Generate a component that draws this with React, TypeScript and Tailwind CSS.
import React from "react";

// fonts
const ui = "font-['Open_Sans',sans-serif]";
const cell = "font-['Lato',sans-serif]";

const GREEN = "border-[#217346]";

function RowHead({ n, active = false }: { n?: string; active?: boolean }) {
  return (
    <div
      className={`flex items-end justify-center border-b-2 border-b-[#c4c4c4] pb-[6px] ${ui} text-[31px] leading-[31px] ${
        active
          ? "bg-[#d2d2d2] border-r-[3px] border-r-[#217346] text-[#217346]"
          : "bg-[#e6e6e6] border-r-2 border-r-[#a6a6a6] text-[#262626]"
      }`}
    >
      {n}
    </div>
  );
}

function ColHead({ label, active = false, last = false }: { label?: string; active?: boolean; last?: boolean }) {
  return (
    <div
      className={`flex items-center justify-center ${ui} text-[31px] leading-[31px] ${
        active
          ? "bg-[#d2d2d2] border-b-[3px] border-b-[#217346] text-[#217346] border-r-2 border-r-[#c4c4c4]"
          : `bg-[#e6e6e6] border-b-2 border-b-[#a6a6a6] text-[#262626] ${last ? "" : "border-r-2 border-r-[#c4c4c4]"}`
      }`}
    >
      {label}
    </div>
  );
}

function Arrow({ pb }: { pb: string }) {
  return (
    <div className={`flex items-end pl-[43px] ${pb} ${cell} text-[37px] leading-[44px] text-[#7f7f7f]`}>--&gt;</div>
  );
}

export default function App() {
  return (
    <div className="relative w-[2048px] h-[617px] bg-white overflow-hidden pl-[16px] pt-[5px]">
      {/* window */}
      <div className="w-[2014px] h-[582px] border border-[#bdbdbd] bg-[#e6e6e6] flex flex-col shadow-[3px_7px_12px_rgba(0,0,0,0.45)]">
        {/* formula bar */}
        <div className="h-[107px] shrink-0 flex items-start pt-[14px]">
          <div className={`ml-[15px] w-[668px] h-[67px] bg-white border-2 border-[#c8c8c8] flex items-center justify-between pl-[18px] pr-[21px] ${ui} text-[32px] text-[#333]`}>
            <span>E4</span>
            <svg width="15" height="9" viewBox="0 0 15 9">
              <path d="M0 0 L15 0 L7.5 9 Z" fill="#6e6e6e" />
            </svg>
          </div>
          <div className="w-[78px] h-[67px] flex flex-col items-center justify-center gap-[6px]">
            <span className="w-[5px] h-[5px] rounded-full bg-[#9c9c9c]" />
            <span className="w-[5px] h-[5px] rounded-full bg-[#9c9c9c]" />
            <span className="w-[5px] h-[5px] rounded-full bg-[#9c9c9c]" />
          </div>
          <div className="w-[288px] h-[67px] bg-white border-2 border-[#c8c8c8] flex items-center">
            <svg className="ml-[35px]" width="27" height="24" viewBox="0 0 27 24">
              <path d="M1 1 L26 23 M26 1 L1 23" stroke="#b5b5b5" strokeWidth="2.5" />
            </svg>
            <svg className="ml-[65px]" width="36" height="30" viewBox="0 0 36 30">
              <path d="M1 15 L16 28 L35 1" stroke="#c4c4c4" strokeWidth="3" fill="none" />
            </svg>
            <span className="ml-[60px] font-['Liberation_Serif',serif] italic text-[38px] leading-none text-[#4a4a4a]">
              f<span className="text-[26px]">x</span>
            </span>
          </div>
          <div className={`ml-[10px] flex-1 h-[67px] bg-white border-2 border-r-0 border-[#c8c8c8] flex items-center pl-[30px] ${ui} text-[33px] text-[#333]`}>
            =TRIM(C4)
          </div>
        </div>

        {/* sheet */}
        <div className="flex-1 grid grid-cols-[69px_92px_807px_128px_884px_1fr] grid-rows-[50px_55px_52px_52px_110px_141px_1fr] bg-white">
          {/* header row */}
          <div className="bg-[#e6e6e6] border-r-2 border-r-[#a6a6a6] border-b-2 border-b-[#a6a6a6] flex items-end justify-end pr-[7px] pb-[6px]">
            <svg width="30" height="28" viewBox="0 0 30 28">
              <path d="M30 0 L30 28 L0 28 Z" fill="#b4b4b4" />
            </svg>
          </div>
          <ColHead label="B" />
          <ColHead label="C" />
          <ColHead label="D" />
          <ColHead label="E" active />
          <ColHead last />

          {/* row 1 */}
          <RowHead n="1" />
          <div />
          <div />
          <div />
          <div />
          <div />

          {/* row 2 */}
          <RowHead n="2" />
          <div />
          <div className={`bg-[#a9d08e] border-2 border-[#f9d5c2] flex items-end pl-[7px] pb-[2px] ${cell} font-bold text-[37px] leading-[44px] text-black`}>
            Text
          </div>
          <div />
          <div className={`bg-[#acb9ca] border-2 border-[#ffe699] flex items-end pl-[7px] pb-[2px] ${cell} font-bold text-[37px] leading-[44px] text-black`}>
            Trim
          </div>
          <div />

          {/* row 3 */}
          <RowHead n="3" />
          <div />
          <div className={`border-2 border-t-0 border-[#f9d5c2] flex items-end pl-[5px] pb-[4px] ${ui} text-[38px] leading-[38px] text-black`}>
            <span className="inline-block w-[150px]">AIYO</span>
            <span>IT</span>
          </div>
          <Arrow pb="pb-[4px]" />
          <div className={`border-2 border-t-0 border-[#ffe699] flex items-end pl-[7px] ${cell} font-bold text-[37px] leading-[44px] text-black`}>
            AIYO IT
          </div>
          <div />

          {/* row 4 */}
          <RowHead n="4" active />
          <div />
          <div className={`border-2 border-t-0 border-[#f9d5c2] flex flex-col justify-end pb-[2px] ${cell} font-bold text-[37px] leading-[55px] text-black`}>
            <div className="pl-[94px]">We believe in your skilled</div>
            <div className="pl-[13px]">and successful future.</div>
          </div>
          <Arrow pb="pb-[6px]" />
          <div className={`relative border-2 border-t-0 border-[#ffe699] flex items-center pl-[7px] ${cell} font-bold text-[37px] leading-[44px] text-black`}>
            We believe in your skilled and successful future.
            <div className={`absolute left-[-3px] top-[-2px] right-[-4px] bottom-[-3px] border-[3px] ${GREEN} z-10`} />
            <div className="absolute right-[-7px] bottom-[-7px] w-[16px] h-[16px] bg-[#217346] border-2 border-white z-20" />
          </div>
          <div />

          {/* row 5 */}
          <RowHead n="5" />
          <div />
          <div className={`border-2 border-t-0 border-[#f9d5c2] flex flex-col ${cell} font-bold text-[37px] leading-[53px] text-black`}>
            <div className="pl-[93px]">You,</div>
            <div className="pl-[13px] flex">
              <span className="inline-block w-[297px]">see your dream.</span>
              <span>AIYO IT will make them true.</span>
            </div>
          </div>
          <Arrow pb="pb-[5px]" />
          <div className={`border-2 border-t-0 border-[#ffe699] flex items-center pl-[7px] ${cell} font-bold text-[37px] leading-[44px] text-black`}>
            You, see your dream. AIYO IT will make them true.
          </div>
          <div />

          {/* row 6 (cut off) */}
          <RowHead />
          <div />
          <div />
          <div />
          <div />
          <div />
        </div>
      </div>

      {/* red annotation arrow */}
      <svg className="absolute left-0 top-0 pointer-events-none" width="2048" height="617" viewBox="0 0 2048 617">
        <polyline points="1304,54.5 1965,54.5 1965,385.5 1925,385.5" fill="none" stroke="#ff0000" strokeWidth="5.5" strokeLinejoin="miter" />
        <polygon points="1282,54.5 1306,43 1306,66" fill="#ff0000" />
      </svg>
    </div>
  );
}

___

WHAT THE TASK ASKS
Extract each line of the listing above, copying it word for word.

SOLUTION FOR THIS TASK
Generate a component that draws this with React, TypeScript and Tailwind CSS.
import React from "react";

// fonts
const ui = "font-['Open_Sans',sans-serif]";
const cell = "font-['Lato',sans-serif]";

const GREEN = "border-[#217346]";

function RowHead({ n, active = false }: { n?: string; active?: boolean }) {
  return (
    <div
      className={`flex items-end justify-center border-b-2 border-b-[#c4c4c4] pb-[6px] ${ui} text-[31px] leading-[31px] ${
        active
          ? "bg-[#d2d2d2] border-r-[3px] border-r-[#217346] text-[#217346]"
          : "bg-[#e6e6e6] border-r-2 border-r-[#a6a6a6] text-[#262626]"
      }`}
    >
      {n}
    </div>
  );
}

function ColHead({ label, active = false, last = false }: { label?: string; active?: boolean; last?: boolean }) {
  return (
    <div
      className={`flex items-center justify-center ${ui} text-[31px] leading-[31px] ${
        active
          ? "bg-[#d2d2d2] border-b-[3px] border-b-[#217346] text-[#217346] border-r-2 border-r-[#c4c4c4]"
          : `bg-[#e6e6e6] border-b-2 border-b-[#a6a6a6] text-[#262626] ${last ? "" : "border-r-2 border-r-[#c4c4c4]"}`
      }`}
    >
      {label}
    </div>
  );
}

function Arrow({ pb }: { pb: string }) {
  return (
    <div className={`flex items-end pl-[43px] ${pb} ${cell} text-[37px] leading-[44px] text-[#7f7f7f]`}>--&gt;</div>
  );
}

export default function App() {
  return (
    <div className="relative w-[2048px] h-[617px] bg-white overflow-hidden pl-[16px] pt-[5px]">
      {/* window */}
      <div className="w-[2014px] h-[582px] border border-[#bdbdbd] bg-[#e6e6e6] flex flex-col shadow-[3px_7px_12px_rgba(0,0,0,0.45)]">
        {/* formula bar */}
        <div className="h-[107px] shrink-0 flex items-start pt-[14px]">
          <div className={`ml-[15px] w-[668px] h-[67px] bg-white border-2 border-[#c8c8c8] flex items-center justify-between pl-[18px] pr-[21px] ${ui} text-[32px] text-[#333]`}>
            <span>E4</span>
            <svg width="15" height="9" viewBox="0 0 15 9">
              <path d="M0 0 L15 0 L7.5 9 Z" fill="#6e6e6e" />
            </svg>
          </div>
          <div className="w-[78px] h-[67px] flex flex-col items-center justify-center gap-[6px]">
            <span className="w-[5px] h-[5px] rounded-full bg-[#9c9c9c]" />
            <span className="w-[5px] h-[5px] rounded-full bg-[#9c9c9c]" />
            <span className="w-[5px] h-[5px] rounded-full bg-[#9c9c9c]" />
          </div>
          <div className="w-[288px] h-[67px] bg-white border-2 border-[#c8c8c8] flex items-center">
            <svg className="ml-[35px]" width="27" height="24" viewBox="0 0 27 24">
              <path d="M1 1 L26 23 M26 1 L1 23" stroke="#b5b5b5" strokeWidth="2.5" />
            </svg>
            <svg className="ml-[65px]" width="36" height="30" viewBox="0 0 36 30">
              <path d="M1 15 L16 28 L35 1" stroke="#c4c4c4" strokeWidth="3" fill="none" />
            </svg>
            <span className="ml-[60px] font-['Liberation_Serif',serif] italic text-[38px] leading-none text-[#4a4a4a]">
              f<span className="text-[26px]">x</span>
            </span>
          </div>
          <div className={`ml-[10px] flex-1 h-[67px] bg-white border-2 border-r-0 border-[#c8c8c8] flex items-center pl-[30px] ${ui} text-[33px] text-[#333]`}>
            =TRIM(C4)
          </div>
        </div>

        {/* sheet */}
        <div className="flex-1 grid grid-cols-[69px_92px_807px_128px_884px_1fr] grid-rows-[50px_55px_52px_52px_110px_141px_1fr] bg-white">
          {/* header row */}
          <div className="bg-[#e6e6e6] border-r-2 border-r-[#a6a6a6] border-b-2 border-b-[#a6a6a6] flex items-end justify-end pr-[7px] pb-[6px]">
            <svg width="30" height="28" viewBox="0 0 30 28">
              <path d="M30 0 L30 28 L0 28 Z" fill="#b4b4b4" />
            </svg>
          </div>
          <ColHead label="B" />
          <ColHead label="C" />
          <ColHead label="D" />
          <ColHead label="E" active />
          <ColHead last />

          {/* row 1 */}
          <RowHead n="1" />
          <div />
          <div />
          <div />
          <div />
          <div />

          {/* row 2 */}
          <RowHead n="2" />
          <div />
          <div className={`bg-[#a9d08e] border-2 border-[#f9d5c2] flex items-end pl-[7px] pb-[2px] ${cell} font-bold text-[37px] leading-[44px] text-black`}>
            Text
          </div>
          <div />
          <div className={`bg-[#acb9ca] border-2 border-[#ffe699] flex items-end pl-[7px] pb-[2px] ${cell} font-bold text-[37px] leading-[44px] text-black`}>
            Trim
          </div>
          <div />

          {/* row 3 */}
          <RowHead n="3" />
          <div />
          <div className={`border-2 border-t-0 border-[#f9d5c2] flex items-end pl-[5px] pb-[4px] ${ui} text-[38px] leading-[38px] text-black`}>
            <span className="inline-block w-[150px]">AIYO</span>
            <span>IT</span>
          </div>
          <Arrow pb="pb-[4px]" />
          <div className={`border-2 border-t-0 border-[#ffe699] flex items-end pl-[7px] ${cell} font-bold text-[37px] leading-[44px] text-black`}>
            AIYO IT
          </div>
          <div />

          {/* row 4 */}
          <RowHead n="4" active />
          <div />
          <div className={`border-2 border-t-0 border-[#f9d5c2] flex flex-col justify-end pb-[2px] ${cell} font-bold text-[37px] leading-[55px] text-black`}>
            <div className="pl-[94px]">We believe in your skilled</div>
            <div className="pl-[13px]">and successful future.</div>
          </div>
          <Arrow pb="pb-[6px]" />
          <div className={`relative border-2 border-t-0 border-[#ffe699] flex items-center pl-[7px] ${cell} font-bold text-[37px] leading-[44px] text-black`}>
            We believe in your skilled and successful future.
            <div className={`absolute left-[-3px] top-[-2px] right-[-4px] bottom-[-3px] border-[3px] ${GREEN} z-10`} />
            <div className="absolute right-[-7px] bottom-[-7px] w-[16px] h-[16px] bg-[#217346] border-2 border-white z-20" />
          </div>
          <div />

          {/* row 5 */}
          <RowHead n="5" />
          <div />
          <div className={`border-2 border-t-0 border-[#f9d5c2] flex flex-col ${cell} font-bold text-[37px] leading-[53px] text-black`}>
            <div className="pl-[93px]">You,</div>
            <div className="pl-[13px] flex">
              <span className="inline-block w-[297px]">see your dream.</span>
              <span>AIYO IT will make them true.</span>
            </div>
          </div>
          <Arrow pb="pb-[5px]" />
          <div className={`border-2 border-t-0 border-[#ffe699] flex items-center pl-[7px] ${cell} font-bold text-[37px] leading-[44px] text-black`}>
            You, see your dream. AIYO IT will make them true.
          </div>
          <div />

          {/* row 6 (cut off) */}
          <RowHead />
          <div />
          <div />
          <div />
          <div />
          <div />
        </div>
      </div>

      {/* red annotation arrow */}
      <svg className="absolute left-0 top-0 pointer-events-none" width="2048" height="617" viewBox="0 0 2048 617">
        <polyline points="1304,54.5 1965,54.5 1965,385.5 1925,385.5" fill="none" stroke="#ff0000" strokeWidth="5.5" strokeLinejoin="miter" />
        <polygon points="1282,54.5 1306,43 1306,66" fill="#ff0000" />
      </svg>
    </div>
  );
}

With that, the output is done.